High Interest Rates 

Traditionally, insurers heavily rely on investments as a key source of income. The surge in interest rates creates a double-edged impact. While higher returns on investment can enhance an insurer's financial health, these elevated interest rates also escalate borrowing costs for businesses, including those in the insurance sector. This, in turn, can influence profitability, impact underwriting decisions, and contribute to policy pricing adjustments. 

Climate Change and NATCATs 

The increasing frequency and severity of natural catastrophes (NATCATs) driven by climate change are reshaping the industry landscape. From devastating wildfires to powerful hurricanes, these events have led to substantial claim payouts. For lenders, this means a heightened need for robust due diligence. As insurers reassess their risk portfolios in response to climate-driven events, it could lead to changes in coverage availability and pricing, necessitating awareness and strategic adaptation. 

Challenges in FL and CA 

Florida and California present a particularly challenging scenario for the insurance industry. Limited options, due to the high risk associated with natural disasters, have prompted many traditional insurers to withdraw from these markets. In their absence, state-backed insurers like Florida's Citizens Property Insurance and California's FAIR Plan have assumed the role of insurers of last resort. However, these entities bring their own set of challenges, including restrictions on available coverage and higher premiums. For lenders operating in these states, remaining vigilant about policy changes, monitoring market trends, and ensuring adequate insurance coverage on their portfolios become imperative in this demanding landscape. 

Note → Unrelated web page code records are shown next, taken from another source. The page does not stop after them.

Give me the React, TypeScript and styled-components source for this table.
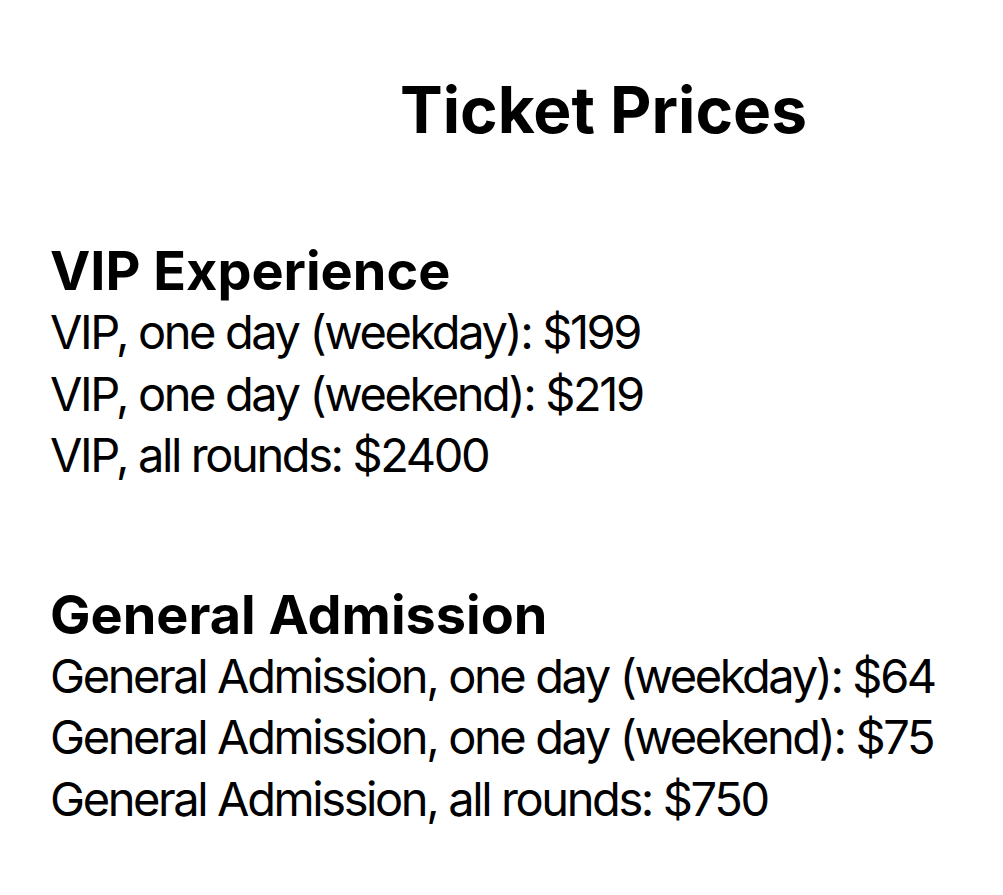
import styled, { createGlobalStyle } from 'styled-components';

const GlobalStyle = createGlobalStyle`
  html, body {
    margin: 0;
    padding: 0;
    background: #ffffff;
  }
  body {
    font-family: Inter, "Noto Sans", "Liberation Sans", sans-serif;
    color: #000000;
  }
`;

const Page = styled.div`
  width: 1003px;
  min-height: 895px;
  box-sizing: border-box;
  padding: 65px 0 0 50px;
`;

const Title = styled.h1`
  margin: 0 0 85px 154px;
  text-align: center;
  font-size: 64px;
  line-height: 90px;
  font-weight: 700;
  letter-spacing: 0;
`;

const Section = styled.section`
  display: flex;
  flex-direction: column;
  margin-bottom: 98px;
`;

const Heading = styled.h2`
  margin: 0;
  font-size: 54px;
  line-height: 61px;
  font-weight: 700;
  letter-spacing: 0;
`;

const PriceLine = styled.div`
  font-size: 47px;
  line-height: 61.5px;
  font-weight: 400;
  letter-spacing: -2.4px;
  white-space: nowrap;
`;

const sections = [
  {
    title: 'VIP Experience',
    items: [
      'VIP, one day (weekday): $199',
      'VIP, one day (weekend): $219',
      'VIP, all rounds: $2400',
    ],
  },
  {
    title: 'General Admission',
    items: [
      'General Admission, one day (weekday): $64',
      'General Admission, one day (weekend): $75',
      'General Admission, all rounds: $750',
    ],
  },
];

const App = () => {
  return (
    <>
      <GlobalStyle />
      <Page>
        <Title>Ticket Prices</Title>
        {sections.map((s) => (
          <Section key={s.title}>
            <Heading>{s.title}</Heading>
            {s.items.map((item) => (
              <PriceLine key={item}>{item}</PriceLine>
            ))}
          </Section>
        ))}
      </Page>
    </>
  );
};

export default App;
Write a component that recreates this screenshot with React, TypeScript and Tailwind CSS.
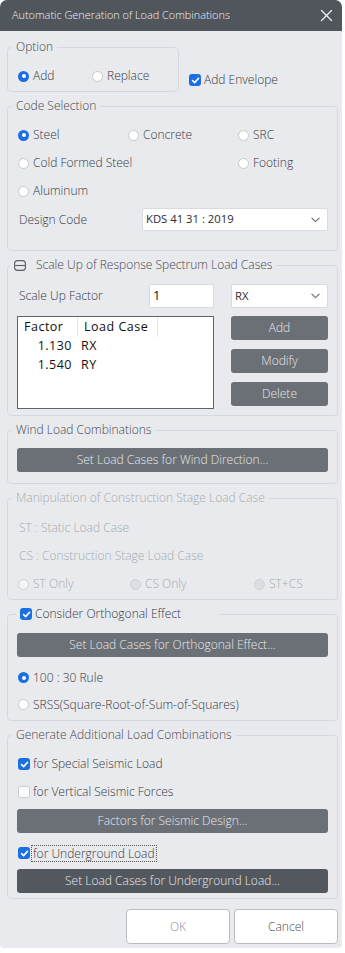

Navigating Today's Challenges: Advocate’s Guidance 

In this challenging environment, Advocate stands as a steadfast ally for lenders, offering a unique blend of data-driven insights, compliance expertise, and valuable resources. Our technology and seasoned team consistently outperform industry standards, ensuring lenders are equipped with the latest data and strategic guidance. Whether it's deciphering market trends, understanding policy changes, or optimizing insurance portfolios, Advocate empowers lenders to navigate the complexities of today's insurance landscape with confidence and foresight. 

Conclusion 

As we conclude this exploration of applying historical insights to today's lending challenges, it's evident that the cyclical nature of crises in long-standing industries holds lessons for the insurance sector. The 1980s casualty crisis, marked by liability insurance challenges and exacerbated by economic factors, mirrors aspects of the present landscape. As climate change-driven catastrophes reshape the industry, lenders find themselves at a crossroads, prompting a collective call to action. 

By applying historical insights to today's challenges, lenders can proactively address risks, foster resilience, and shape the future of the insurance compliance landscape. This involves learning from past innovations, adapting to current complexities, and embracing a customer-centric approach for sustainable success in the ever-evolving lending landscape.